By observing the pattern of the derivatives, we can deduce a general formula for the nth derivative of $$f(x) = 3^x$$ evaluated at $$x=0$$.

$$f^{(n)}(x) = 3^x (\ln(3))^n$$

$$f^{(n)}(0) = 3^0 (\ln(3))^n = (\ln(3))^n$$

**step2 Write the Power Series Using Summation Notation**

Substitute the general form of the nth derivative into the Maclaurin series summation formula.

$$f(x) = \sum_{n=0}^{\infty} \frac{f^{(n)}(0)}{n!} x^n$$

$$f(x) = \sum_{n=0}^{\infty} \frac{(\ln(3))^n}{n!} x^n$$

## Question1.c:

**step1 Apply the Ratio Test for Convergence**

To find the interval of convergence for the power series, we use the Ratio Test. Let $$a_n$$ be the nth term of the series.

$$a_n = \frac{(\ln(3))^n}{n!} x^n$$

$$L = \lim_{n \to \infty} \left| \frac{a_{n+1}}{a_n} \right|$$

**step2 Calculate the Limit of the Ratio**

Substitute the expression for $$a_n$$ and $$a_{n+1}$$ into the Ratio Test formula and simplify the expression to find the limit.
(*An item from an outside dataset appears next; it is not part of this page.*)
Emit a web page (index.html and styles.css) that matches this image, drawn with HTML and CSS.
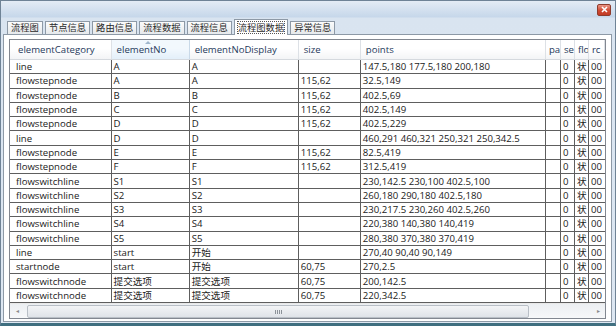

$$L = \lim_{n \to \infty} \left| \frac{\frac{(\ln(3))^{n+1}}{(n+1)!} x^{n+1}}{\frac{(\ln(3))^n}{n!} x^n} \right|$$

$$L = \lim_{n \to \infty} \left| \frac{(\ln(3))^{n+1}}{(n+1)!} x^{n+1} \cdot \frac{n!}{(\ln(3))^n x^n} \right|$$

$$L = \lim_{n \to \infty} \left| \frac{\ln(3) \cdot x}{n+1} \right|$$

Since $$x$$ and $$\ln(3)$$ are constants with respect to $$n$$, we can pull them out of the limit.

$$L = |\ln(3) \cdot x| \lim_{n \to \infty} \frac{1}{n+1}$$

As $$n$$ approaches infinity, $$\frac{1}{n+1}$$ approaches 0.

$$L = |\ln(3) \cdot x| \cdot 0$$

$$L = 0$$

**step3 Determine the Interval of Convergence**

According to the Ratio Test, if $$L < 1$$, the series converges. Since the limit $$L=0$$ for all real values of $$x$$, the series converges for all $$x$$.

$$0 < 1$$

Therefore, the interval of convergence is from negative infinity to positive infinity.

Alternative answer

Answer:
a. The first four nonzero terms are: $1, (\ln 3)x, \frac{(\ln 3)^2}{2!}x^2, \frac{(\ln 3)^3}{3!}x^3$
b. The power series in summation notation is: $\sum_{n=0}^{\infty} \frac{(\ln 3)^n}{n!}x^n$
c. The interval of convergence is: $(-\infty, \infty)$ Explain
This is a question about **Maclaurin series**, which is a special kind of power series for a function. We can figure it out by using a super helpful trick we learned in school! The solving step is:

1. **Rewrite the function:** I know that $3^x$ can be written using the number $e$. It's like this: $3^x = (e^{\ln 3})^x = e^{x \ln 3}$. This makes it look a lot like the series for $e^u$.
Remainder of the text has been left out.